→ **WHAT IS BEING ASKED**
Copy the listing below in full and skip every picture.

** start PROVIDED MATERIAL **

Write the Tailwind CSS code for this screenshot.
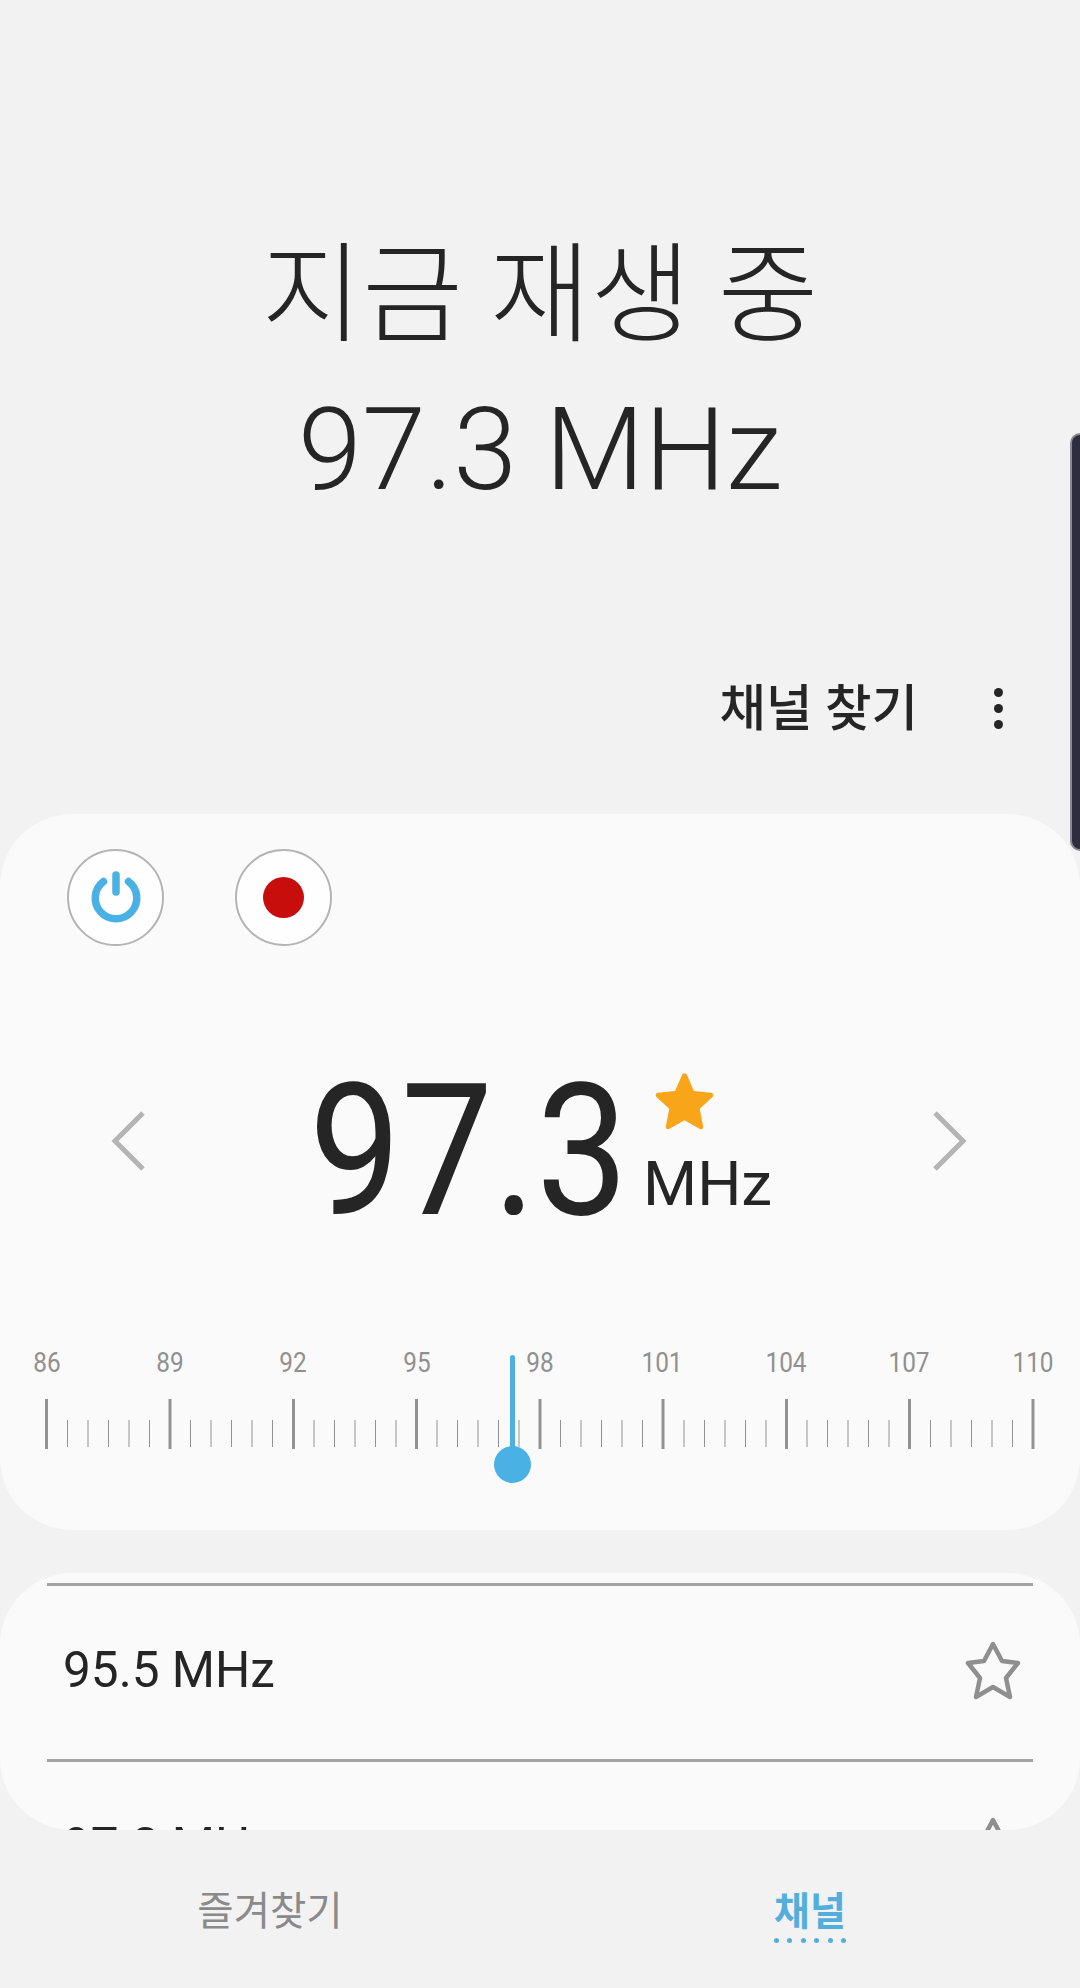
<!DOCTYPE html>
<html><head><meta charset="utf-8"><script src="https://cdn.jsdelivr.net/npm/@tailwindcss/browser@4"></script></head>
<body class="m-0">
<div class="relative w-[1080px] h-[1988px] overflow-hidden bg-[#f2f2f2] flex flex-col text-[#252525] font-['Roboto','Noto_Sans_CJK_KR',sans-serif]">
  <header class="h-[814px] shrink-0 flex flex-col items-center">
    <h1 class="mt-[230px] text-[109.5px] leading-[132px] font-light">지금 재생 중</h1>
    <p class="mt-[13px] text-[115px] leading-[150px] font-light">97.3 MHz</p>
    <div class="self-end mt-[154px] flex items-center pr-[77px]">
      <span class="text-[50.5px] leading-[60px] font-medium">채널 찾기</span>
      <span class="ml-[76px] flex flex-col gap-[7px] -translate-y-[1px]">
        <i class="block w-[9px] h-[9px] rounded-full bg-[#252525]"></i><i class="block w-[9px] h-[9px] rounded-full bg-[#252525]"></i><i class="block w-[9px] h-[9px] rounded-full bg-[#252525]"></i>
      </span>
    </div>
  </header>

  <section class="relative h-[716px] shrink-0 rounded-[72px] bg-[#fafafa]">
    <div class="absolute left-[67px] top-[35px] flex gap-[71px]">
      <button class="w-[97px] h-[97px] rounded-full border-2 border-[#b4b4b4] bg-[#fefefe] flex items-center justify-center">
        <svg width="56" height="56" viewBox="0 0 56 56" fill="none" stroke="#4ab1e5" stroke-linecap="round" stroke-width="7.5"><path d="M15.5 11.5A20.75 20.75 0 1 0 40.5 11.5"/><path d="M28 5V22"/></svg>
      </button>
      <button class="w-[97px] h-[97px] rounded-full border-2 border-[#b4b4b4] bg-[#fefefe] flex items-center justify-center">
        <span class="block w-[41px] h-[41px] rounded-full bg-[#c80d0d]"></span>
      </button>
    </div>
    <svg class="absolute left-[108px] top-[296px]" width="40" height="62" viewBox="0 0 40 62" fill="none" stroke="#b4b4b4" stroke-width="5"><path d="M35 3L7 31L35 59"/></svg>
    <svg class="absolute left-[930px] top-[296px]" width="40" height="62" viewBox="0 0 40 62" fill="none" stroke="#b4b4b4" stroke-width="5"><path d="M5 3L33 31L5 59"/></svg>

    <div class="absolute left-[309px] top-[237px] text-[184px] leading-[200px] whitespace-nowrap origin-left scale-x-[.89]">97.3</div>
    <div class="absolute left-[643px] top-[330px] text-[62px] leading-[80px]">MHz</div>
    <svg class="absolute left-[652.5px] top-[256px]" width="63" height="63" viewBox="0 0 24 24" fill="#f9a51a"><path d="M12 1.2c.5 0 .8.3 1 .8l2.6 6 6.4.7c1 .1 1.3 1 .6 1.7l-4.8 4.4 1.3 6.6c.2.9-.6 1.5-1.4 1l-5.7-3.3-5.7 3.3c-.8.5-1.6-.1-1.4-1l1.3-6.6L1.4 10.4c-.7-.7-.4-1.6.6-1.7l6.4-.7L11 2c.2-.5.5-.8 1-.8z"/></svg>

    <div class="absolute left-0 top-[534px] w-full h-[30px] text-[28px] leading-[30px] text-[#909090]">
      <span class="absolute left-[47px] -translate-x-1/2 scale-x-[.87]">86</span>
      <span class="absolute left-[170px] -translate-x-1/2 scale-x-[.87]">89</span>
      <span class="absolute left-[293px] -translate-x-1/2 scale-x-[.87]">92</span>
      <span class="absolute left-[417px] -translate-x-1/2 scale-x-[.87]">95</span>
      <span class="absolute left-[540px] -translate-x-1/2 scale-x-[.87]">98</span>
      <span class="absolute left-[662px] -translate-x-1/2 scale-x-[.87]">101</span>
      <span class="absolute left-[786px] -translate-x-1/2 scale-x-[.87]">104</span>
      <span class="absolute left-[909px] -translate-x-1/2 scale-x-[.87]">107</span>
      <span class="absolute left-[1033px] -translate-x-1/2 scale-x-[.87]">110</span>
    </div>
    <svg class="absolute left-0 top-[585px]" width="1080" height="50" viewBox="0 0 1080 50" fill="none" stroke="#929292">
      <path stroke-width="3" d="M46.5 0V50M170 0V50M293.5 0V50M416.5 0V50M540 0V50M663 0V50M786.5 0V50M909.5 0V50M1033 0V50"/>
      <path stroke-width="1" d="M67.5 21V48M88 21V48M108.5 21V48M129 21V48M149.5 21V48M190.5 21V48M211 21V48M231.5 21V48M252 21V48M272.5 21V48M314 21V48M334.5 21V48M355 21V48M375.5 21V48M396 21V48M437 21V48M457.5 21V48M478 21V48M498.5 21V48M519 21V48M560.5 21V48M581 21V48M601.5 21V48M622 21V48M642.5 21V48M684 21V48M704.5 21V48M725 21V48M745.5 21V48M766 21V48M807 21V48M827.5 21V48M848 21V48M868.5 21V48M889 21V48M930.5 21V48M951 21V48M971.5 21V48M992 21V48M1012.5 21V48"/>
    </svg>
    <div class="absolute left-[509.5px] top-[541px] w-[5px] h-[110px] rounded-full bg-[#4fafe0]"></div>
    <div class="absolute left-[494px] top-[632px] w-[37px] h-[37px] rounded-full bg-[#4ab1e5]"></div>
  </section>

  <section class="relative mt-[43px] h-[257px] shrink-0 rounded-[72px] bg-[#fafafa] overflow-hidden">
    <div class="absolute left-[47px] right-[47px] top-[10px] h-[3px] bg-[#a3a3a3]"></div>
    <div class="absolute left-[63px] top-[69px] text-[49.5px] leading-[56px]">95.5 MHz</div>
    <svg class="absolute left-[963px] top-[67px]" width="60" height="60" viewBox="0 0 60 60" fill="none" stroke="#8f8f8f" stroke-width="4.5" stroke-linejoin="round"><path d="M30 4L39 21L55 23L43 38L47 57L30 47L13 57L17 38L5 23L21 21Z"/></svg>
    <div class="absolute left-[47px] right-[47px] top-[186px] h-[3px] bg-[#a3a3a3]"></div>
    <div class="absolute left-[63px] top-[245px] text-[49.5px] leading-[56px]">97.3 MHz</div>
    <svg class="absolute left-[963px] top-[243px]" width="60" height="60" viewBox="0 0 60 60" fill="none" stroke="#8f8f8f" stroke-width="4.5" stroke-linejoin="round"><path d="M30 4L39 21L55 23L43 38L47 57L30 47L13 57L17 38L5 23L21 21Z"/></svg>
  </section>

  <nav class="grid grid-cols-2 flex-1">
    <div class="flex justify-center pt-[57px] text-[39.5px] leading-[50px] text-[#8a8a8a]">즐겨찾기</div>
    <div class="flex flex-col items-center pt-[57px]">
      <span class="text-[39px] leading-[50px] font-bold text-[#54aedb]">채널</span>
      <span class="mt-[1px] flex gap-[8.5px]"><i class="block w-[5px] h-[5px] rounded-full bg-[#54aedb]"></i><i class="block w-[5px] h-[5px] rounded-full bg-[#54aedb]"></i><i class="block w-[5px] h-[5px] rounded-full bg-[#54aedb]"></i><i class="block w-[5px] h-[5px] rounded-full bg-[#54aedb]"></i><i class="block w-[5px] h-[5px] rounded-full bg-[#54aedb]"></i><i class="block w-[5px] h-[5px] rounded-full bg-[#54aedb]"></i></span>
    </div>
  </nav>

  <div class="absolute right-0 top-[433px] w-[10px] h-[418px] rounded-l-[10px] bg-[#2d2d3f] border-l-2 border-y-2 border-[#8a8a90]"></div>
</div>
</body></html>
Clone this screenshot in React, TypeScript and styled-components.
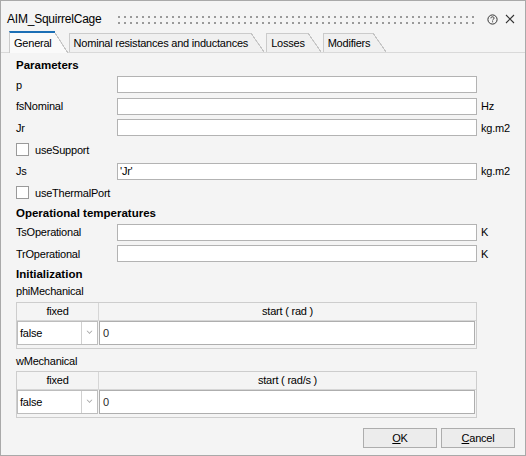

** end PROVIDED MATERIAL **

→ **CORRECT OUTPUT**
Write the Tailwind CSS code for this screenshot.
<!DOCTYPE html>
<html><head><meta charset="utf-8"><script src="https://cdn.jsdelivr.net/npm/@tailwindcss/browser@4"></script></head>
<body class="m-0">
<div class="relative w-[1080px] h-[1988px] overflow-hidden bg-[#f2f2f2] flex flex-col text-[#252525] font-['Roboto','Noto_Sans_CJK_KR',sans-serif]">
  <header class="h-[814px] shrink-0 flex flex-col items-center">
    <h1 class="mt-[230px] text-[109.5px] leading-[132px] font-light">지금 재생 중</h1>
    <p class="mt-[13px] text-[115px] leading-[150px] font-light">97.3 MHz</p>
    <div class="self-end mt-[154px] flex items-center pr-[77px]">
      <span class="text-[50.5px] leading-[60px] font-medium">채널 찾기</span>
      <span class="ml-[76px] flex flex-col gap-[7px] -translate-y-[1px]">
        <i class="block w-[9px] h-[9px] rounded-full bg-[#252525]"></i><i class="block w-[9px] h-[9px] rounded-full bg-[#252525]"></i><i class="block w-[9px] h-[9px] rounded-full bg-[#252525]"></i>
      </span>
    </div>
  </header>

  <section class="relative h-[716px] shrink-0 rounded-[72px] bg-[#fafafa]">
    <div class="absolute left-[67px] top-[35px] flex gap-[71px]">
      <button class="w-[97px] h-[97px] rounded-full border-2 border-[#b4b4b4] bg-[#fefefe] flex items-center justify-center">
        <svg width="56" height="56" viewBox="0 0 56 56" fill="none" stroke="#4ab1e5" stroke-linecap="round" stroke-width="7.5"><path d="M15.5 11.5A20.75 20.75 0 1 0 40.5 11.5"/><path d="M28 5V22"/></svg>
      </button>
      <button class="w-[97px] h-[97px] rounded-full border-2 border-[#b4b4b4] bg-[#fefefe] flex items-center justify-center">
        <span class="block w-[41px] h-[41px] rounded-full bg-[#c80d0d]"></span>
      </button>
    </div>
    <svg class="absolute left-[108px] top-[296px]" width="40" height="62" viewBox="0 0 40 62" fill="none" stroke="#b4b4b4" stroke-width="5"><path d="M35 3L7 31L35 59"/></svg>
    <svg class="absolute left-[930px] top-[296px]" width="40" height="62" viewBox="0 0 40 62" fill="none" stroke="#b4b4b4" stroke-width="5"><path d="M5 3L33 31L5 59"/></svg>

    <div class="absolute left-[309px] top-[237px] text-[184px] leading-[200px] whitespace-nowrap origin-left scale-x-[.89]">97.3</div>
    <div class="absolute left-[643px] top-[330px] text-[62px] leading-[80px]">MHz</div>
    <svg class="absolute left-[652.5px] top-[256px]" width="63" height="63" viewBox="0 0 24 24" fill="#f9a51a"><path d="M12 1.2c.5 0 .8.3 1 .8l2.6 6 6.4.7c1 .1 1.3 1 .6 1.7l-4.8 4.4 1.3 6.6c.2.9-.6 1.5-1.4 1l-5.7-3.3-5.7 3.3c-.8.5-1.6-.1-1.4-1l1.3-6.6L1.4 10.4c-.7-.7-.4-1.6.6-1.7l6.4-.7L11 2c.2-.5.5-.8 1-.8z"/></svg>

    <div class="absolute left-0 top-[534px] w-full h-[30px] text-[28px] leading-[30px] text-[#909090]">
      <span class="absolute left-[47px] -translate-x-1/2 scale-x-[.87]">86</span>
      <span class="absolute left-[170px] -translate-x-1/2 scale-x-[.87]">89</span>
      <span class="absolute left-[293px] -translate-x-1/2 scale-x-[.87]">92</span>
      <span class="absolute left-[417px] -translate-x-1/2 scale-x-[.87]">95</span>
      <span class="absolute left-[540px] -translate-x-1/2 scale-x-[.87]">98</span>
      <span class="absolute left-[662px] -translate-x-1/2 scale-x-[.87]">101</span>
      <span class="absolute left-[786px] -translate-x-1/2 scale-x-[.87]">104</span>
      <span class="absolute left-[909px] -translate-x-1/2 scale-x-[.87]">107</span>
      <span class="absolute left-[1033px] -translate-x-1/2 scale-x-[.87]">110</span>
    </div>
    <svg class="absolute left-0 top-[585px]" width="1080" height="50" viewBox="0 0 1080 50" fill="none" stroke="#929292">
      <path stroke-width="3" d="M46.5 0V50M170 0V50M293.5 0V50M416.5 0V50M540 0V50M663 0V50M786.5 0V50M909.5 0V50M1033 0V50"/>
      <path stroke-width="1" d="M67.5 21V48M88 21V48M108.5 21V48M129 21V48M149.5 21V48M190.5 21V48M211 21V48M231.5 21V48M252 21V48M272.5 21V48M314 21V48M334.5 21V48M355 21V48M375.5 21V48M396 21V48M437 21V48M457.5 21V48M478 21V48M498.5 21V48M519 21V48M560.5 21V48M581 21V48M601.5 21V48M622 21V48M642.5 21V48M684 21V48M704.5 21V48M725 21V48M745.5 21V48M766 21V48M807 21V48M827.5 21V48M848 21V48M868.5 21V48M889 21V48M930.5 21V48M951 21V48M971.5 21V48M992 21V48M1012.5 21V48"/>
    </svg>
    <div class="absolute left-[509.5px] top-[541px] w-[5px] h-[110px] rounded-full bg-[#4fafe0]"></div>
    <div class="absolute left-[494px] top-[632px] w-[37px] h-[37px] rounded-full bg-[#4ab1e5]"></div>
  </section>

  <section class="relative mt-[43px] h-[257px] shrink-0 rounded-[72px] bg-[#fafafa] overflow-hidden">
    <div class="absolute left-[47px] right-[47px] top-[10px] h-[3px] bg-[#a3a3a3]"></div>
    <div class="absolute left-[63px] top-[69px] text-[49.5px] leading-[56px]">95.5 MHz</div>
    <svg class="absolute left-[963px] top-[67px]" width="60" height="60" viewBox="0 0 60 60" fill="none" stroke="#8f8f8f" stroke-width="4.5" stroke-linejoin="round"><path d="M30 4L39 21L55 23L43 38L47 57L30 47L13 57L17 38L5 23L21 21Z"/></svg>
    <div class="absolute left-[47px] right-[47px] top-[186px] h-[3px] bg-[#a3a3a3]"></div>
    <div class="absolute left-[63px] top-[245px] text-[49.5px] leading-[56px]">97.3 MHz</div>
    <svg class="absolute left-[963px] top-[243px]" width="60" height="60" viewBox="0 0 60 60" fill="none" stroke="#8f8f8f" stroke-width="4.5" stroke-linejoin="round"><path d="M30 4L39 21L55 23L43 38L47 57L30 47L13 57L17 38L5 23L21 21Z"/></svg>
  </section>

  <nav class="grid grid-cols-2 flex-1">
    <div class="flex justify-center pt-[57px] text-[39.5px] leading-[50px] text-[#8a8a8a]">즐겨찾기</div>
    <div class="flex flex-col items-center pt-[57px]">
      <span class="text-[39px] leading-[50px] font-bold text-[#54aedb]">채널</span>
      <span class="mt-[1px] flex gap-[8.5px]"><i class="block w-[5px] h-[5px] rounded-full bg-[#54aedb]"></i><i class="block w-[5px] h-[5px] rounded-full bg-[#54aedb]"></i><i class="block w-[5px] h-[5px] rounded-full bg-[#54aedb]"></i><i class="block w-[5px] h-[5px] rounded-full bg-[#54aedb]"></i><i class="block w-[5px] h-[5px] rounded-full bg-[#54aedb]"></i><i class="block w-[5px] h-[5px] rounded-full bg-[#54aedb]"></i></span>
    </div>
  </nav>

  <div class="absolute right-0 top-[433px] w-[10px] h-[418px] rounded-l-[10px] bg-[#2d2d3f] border-l-2 border-y-2 border-[#8a8a90]"></div>
</div>
</body></html>
Clone this screenshot in React, TypeScript and styled-components.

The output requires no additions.